The named levels in the live block come from a six lens confluence scan, prior day and weekly extremes, round numbers, moving averages, pivots and the volume point of control, not from a single indicator.
None of this is a trade instruction. It is a map of where the market has shown it cares, so you can frame your own plan and your own risk.
Conclusion: The Set-Up Into FOMC
The dollar index is at a critical juncture. The higher-low structure is intact, the hawkish repricing is building through the oil channel, and the escalation in the Gulf shows no signs of de-escalating.

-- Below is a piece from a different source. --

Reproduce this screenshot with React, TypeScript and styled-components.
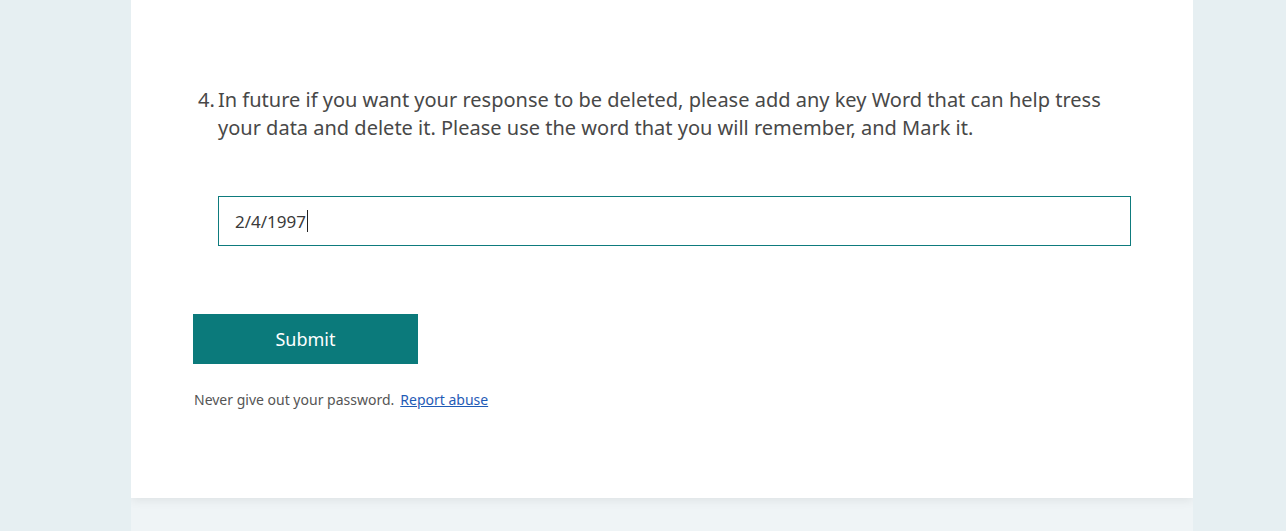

The desk sees three possible paths:
- Breakout higher – If oil extends and inflation expectations rise, the dollar index breaks above 101.50 and trends higher into FOMC.
- Range-bound consolidation – If the war stabilizes and oil pulls back, the dollar index holds 100 to 101 and waits for FOMC for direction.
- Breakdown lower – If the war de-escalates and risk-on flows return, the dollar index breaks below 99.89 and the higher-low structure is invalidated.
The desk is positioned for scenario one, but watching the war tape closely.
The traders who make the transition successfully are not the ones with perfect forecasts. They are the ones who understand the structure and manage their risk around the levels.
Disclaimer
This article is for educational and informational purposes only. It does not constitute financial advice, trading recommendations, or an offer to buy or sell any asset. Trading forex, commodities, indices, cryptocurrencies, and futures carries significant risk and may not be suitable for all investors. You can lose more than your initial deposit. Past performance does not guarantee future results. Always read full terms, contract specifications, and risk disclosures before trading. Do your own research. Consult a licensed financial advisor if you need professional investment advice.